■ Goal of the exercise:
Scan the records below for the word "this" and give only the number of lines that hold it.
— begin —
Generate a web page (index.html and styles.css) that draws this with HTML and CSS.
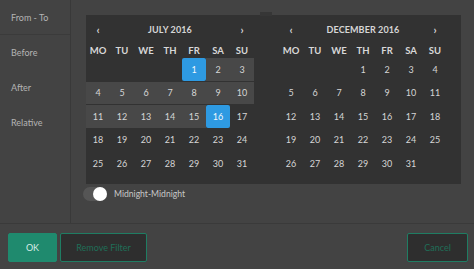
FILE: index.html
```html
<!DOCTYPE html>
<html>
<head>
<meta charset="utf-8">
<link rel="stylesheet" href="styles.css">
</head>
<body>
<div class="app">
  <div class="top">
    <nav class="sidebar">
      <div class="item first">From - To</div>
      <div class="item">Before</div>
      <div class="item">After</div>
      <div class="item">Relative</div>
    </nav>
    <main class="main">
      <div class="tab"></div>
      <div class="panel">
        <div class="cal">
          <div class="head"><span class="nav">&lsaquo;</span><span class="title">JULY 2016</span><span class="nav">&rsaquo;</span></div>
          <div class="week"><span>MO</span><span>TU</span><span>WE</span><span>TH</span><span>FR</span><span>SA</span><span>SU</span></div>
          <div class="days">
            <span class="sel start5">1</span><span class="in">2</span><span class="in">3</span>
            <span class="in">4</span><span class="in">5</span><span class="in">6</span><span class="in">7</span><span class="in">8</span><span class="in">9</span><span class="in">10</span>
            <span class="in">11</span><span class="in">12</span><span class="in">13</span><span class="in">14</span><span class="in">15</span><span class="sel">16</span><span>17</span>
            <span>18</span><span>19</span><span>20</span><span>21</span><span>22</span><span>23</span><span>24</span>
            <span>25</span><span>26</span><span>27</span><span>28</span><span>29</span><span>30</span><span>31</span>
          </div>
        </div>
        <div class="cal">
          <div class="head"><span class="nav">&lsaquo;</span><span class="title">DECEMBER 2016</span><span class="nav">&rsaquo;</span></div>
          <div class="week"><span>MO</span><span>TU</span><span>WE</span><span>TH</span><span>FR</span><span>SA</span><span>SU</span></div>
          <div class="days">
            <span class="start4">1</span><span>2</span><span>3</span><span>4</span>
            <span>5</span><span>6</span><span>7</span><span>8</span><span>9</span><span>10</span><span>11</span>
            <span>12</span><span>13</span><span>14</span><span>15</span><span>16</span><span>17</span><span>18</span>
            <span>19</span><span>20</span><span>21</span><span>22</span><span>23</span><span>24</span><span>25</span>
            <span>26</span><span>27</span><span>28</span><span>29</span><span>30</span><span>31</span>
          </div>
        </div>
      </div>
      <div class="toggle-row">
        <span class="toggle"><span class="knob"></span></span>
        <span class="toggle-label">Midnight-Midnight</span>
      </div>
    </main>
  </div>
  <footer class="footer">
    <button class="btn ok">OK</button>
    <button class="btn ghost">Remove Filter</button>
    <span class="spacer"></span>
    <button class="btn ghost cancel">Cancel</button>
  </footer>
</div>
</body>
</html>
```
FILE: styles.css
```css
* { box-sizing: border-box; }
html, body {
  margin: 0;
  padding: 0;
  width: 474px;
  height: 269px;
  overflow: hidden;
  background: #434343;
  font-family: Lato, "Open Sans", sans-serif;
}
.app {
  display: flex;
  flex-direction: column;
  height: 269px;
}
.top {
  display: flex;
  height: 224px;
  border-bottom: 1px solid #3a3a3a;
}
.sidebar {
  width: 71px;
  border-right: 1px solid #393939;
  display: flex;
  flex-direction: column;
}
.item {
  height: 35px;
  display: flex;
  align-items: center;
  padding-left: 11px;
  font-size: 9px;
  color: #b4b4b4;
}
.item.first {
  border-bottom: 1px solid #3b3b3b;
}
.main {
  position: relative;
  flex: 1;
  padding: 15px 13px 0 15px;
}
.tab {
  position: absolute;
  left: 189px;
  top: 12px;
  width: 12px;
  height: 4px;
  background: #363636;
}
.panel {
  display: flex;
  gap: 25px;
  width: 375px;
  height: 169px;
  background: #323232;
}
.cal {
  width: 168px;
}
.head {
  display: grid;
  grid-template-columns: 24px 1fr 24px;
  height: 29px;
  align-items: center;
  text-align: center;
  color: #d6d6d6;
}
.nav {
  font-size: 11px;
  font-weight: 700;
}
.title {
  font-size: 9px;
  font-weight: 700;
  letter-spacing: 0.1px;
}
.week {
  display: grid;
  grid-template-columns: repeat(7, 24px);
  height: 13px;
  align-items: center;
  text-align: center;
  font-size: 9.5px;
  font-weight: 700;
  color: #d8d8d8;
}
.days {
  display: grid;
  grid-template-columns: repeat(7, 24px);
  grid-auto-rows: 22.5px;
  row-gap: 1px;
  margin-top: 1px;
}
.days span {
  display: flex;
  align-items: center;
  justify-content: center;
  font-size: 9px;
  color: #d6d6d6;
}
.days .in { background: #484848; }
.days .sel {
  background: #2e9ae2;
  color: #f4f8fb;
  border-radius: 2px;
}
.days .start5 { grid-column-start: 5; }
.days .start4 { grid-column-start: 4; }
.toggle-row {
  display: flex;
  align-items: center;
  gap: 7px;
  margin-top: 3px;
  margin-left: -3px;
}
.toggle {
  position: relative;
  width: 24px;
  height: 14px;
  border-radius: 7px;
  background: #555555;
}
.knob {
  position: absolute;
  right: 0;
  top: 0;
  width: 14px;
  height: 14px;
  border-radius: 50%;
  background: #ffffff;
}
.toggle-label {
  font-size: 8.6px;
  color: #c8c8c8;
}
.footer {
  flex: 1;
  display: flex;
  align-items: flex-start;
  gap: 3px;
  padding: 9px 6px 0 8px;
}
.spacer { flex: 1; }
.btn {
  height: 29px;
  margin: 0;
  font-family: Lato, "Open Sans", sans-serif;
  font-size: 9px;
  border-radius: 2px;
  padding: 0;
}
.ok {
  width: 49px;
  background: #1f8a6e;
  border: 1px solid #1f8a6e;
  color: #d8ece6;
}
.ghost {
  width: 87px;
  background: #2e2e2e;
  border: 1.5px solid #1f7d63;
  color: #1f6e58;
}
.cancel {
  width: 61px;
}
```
— end —
— begin —
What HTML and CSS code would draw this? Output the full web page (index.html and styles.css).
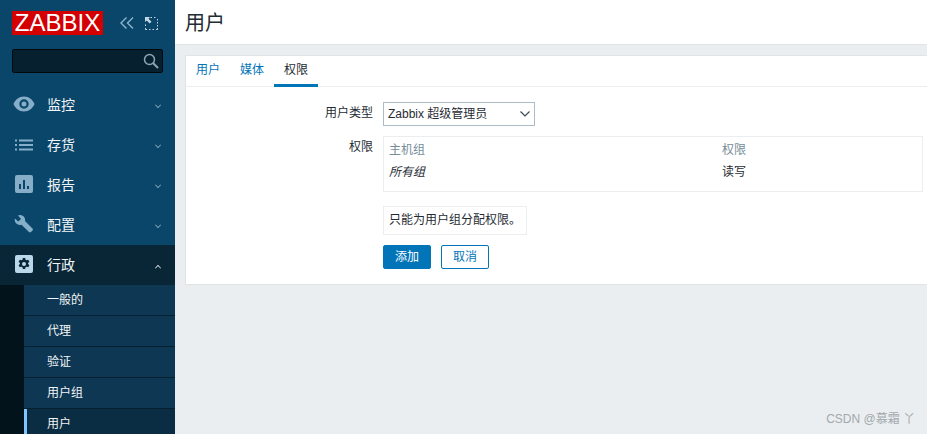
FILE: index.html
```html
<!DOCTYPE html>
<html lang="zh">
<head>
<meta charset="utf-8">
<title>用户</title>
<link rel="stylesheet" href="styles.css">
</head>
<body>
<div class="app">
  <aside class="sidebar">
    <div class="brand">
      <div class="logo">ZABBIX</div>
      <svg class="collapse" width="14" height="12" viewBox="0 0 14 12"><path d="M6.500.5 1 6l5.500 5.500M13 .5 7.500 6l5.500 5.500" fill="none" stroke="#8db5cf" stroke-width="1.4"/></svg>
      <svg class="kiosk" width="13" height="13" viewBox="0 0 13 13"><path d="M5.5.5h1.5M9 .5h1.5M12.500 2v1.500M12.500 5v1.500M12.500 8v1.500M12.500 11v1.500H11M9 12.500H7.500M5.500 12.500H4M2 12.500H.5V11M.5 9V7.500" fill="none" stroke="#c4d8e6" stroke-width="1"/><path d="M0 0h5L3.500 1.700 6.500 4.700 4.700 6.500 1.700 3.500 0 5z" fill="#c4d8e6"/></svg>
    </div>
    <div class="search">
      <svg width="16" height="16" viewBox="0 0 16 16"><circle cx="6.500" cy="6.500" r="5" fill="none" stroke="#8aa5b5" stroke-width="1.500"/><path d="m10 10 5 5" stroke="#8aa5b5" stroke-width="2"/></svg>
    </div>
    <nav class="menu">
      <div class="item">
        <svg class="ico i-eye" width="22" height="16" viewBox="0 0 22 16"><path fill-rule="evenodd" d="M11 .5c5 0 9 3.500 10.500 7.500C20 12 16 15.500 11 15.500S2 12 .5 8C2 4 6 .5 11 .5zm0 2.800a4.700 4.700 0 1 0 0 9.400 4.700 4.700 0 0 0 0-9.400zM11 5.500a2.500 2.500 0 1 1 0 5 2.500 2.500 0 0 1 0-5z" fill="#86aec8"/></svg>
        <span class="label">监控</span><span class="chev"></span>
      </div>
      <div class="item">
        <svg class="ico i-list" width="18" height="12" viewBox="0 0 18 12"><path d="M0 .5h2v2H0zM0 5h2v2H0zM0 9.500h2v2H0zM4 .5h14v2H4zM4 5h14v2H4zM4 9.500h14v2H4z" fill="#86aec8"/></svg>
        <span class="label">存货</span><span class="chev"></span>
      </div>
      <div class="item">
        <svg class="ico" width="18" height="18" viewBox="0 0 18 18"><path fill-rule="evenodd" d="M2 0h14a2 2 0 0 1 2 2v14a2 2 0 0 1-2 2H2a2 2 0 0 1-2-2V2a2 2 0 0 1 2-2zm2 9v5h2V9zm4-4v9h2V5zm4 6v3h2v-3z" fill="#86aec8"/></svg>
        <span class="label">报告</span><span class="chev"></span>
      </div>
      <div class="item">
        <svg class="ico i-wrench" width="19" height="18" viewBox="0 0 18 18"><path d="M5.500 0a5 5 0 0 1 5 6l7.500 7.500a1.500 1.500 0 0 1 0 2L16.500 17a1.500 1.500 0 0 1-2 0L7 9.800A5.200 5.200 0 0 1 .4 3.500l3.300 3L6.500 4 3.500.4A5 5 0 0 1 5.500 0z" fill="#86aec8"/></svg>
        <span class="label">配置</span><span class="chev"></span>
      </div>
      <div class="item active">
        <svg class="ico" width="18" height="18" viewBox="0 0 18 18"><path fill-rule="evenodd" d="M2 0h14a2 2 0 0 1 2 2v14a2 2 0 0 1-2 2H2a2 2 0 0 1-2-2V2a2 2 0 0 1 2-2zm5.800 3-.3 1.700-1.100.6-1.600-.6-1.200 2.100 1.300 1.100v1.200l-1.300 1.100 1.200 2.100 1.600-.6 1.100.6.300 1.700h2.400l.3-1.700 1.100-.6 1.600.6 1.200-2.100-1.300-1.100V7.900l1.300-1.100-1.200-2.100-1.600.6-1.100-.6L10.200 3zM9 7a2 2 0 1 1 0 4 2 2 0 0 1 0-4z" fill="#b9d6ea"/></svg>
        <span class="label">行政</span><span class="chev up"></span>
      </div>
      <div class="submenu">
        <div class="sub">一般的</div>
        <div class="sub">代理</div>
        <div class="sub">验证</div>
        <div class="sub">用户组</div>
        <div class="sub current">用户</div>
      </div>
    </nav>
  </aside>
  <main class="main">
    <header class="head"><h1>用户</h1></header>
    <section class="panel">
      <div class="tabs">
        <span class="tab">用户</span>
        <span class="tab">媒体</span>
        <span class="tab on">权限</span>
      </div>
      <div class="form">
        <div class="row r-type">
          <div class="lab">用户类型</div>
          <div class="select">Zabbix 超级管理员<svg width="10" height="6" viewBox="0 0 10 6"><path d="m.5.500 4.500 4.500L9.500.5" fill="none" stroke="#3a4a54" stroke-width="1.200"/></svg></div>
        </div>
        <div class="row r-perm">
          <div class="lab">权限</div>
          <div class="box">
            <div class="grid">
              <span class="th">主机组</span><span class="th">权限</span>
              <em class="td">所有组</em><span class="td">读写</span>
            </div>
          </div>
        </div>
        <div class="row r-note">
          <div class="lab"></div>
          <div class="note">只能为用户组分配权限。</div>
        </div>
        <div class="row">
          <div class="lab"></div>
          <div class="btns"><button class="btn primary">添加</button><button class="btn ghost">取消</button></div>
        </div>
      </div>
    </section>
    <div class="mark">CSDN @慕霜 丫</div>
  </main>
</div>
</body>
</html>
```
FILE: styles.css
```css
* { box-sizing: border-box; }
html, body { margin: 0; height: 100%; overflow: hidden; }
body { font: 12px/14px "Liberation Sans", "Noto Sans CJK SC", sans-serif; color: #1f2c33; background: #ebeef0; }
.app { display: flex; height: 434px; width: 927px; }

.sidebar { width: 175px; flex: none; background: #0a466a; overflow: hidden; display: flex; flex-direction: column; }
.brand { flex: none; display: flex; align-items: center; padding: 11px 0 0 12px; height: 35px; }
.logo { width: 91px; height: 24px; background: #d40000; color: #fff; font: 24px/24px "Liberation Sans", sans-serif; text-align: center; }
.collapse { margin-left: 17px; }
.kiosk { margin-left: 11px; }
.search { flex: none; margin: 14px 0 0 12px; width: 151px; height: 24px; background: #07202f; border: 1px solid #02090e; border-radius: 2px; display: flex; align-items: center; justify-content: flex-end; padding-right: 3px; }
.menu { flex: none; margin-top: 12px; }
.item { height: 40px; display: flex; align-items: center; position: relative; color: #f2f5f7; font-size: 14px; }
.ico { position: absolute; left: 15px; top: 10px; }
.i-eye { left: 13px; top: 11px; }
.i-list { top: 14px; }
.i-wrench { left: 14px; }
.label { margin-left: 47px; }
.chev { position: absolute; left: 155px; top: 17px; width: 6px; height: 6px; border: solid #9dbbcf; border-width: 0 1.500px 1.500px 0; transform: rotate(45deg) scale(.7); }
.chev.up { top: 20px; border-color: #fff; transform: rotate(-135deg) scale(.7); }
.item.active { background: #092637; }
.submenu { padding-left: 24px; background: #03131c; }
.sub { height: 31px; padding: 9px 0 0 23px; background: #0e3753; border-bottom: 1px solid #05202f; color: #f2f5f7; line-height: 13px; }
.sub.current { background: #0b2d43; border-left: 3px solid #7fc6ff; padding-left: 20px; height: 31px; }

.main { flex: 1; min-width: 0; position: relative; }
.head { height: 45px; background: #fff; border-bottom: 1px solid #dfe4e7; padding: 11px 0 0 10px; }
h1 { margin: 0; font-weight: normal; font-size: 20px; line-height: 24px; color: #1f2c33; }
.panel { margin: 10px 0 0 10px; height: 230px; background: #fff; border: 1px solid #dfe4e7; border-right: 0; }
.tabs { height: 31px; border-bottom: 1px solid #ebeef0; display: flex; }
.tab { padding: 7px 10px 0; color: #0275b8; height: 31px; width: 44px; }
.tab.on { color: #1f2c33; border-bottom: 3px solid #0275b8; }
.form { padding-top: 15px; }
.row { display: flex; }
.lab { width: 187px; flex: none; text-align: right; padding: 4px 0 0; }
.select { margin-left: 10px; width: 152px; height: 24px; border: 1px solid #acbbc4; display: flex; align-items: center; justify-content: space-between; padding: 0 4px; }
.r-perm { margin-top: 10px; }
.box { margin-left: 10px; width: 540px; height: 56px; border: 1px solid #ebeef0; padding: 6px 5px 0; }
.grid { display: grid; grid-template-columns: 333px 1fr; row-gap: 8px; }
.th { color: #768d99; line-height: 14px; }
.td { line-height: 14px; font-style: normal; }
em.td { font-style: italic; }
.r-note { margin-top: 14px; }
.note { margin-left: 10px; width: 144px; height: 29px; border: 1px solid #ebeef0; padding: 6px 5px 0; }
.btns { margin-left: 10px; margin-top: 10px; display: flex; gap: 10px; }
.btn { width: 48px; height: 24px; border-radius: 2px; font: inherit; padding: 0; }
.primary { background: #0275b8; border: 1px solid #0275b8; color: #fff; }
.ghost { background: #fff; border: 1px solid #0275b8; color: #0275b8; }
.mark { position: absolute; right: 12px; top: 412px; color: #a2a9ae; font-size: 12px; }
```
— end —
— begin —
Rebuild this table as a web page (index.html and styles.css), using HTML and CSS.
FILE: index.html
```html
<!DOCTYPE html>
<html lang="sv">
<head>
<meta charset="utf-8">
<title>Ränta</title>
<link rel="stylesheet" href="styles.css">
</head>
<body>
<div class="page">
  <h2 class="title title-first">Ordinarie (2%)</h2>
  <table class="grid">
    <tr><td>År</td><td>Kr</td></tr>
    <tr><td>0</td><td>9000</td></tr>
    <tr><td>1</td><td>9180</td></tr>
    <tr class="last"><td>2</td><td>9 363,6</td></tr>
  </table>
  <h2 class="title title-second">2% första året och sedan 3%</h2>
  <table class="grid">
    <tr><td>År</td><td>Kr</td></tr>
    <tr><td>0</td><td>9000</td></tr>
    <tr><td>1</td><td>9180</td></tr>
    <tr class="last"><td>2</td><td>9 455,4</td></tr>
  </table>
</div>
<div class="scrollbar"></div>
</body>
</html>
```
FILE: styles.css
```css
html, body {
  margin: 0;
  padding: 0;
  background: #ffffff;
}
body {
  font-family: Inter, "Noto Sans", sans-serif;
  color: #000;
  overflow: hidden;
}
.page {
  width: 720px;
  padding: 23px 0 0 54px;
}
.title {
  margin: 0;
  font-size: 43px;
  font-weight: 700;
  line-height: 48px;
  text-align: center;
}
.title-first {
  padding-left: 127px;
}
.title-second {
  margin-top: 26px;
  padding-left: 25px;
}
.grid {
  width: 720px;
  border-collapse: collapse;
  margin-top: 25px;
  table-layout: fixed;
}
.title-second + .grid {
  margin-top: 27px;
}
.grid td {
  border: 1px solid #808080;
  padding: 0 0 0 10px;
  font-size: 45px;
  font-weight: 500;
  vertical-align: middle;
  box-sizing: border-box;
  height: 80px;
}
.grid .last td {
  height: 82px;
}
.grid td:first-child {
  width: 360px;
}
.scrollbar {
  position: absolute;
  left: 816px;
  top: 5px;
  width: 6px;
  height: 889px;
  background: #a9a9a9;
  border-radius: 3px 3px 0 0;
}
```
— end —
■ Expected output:
3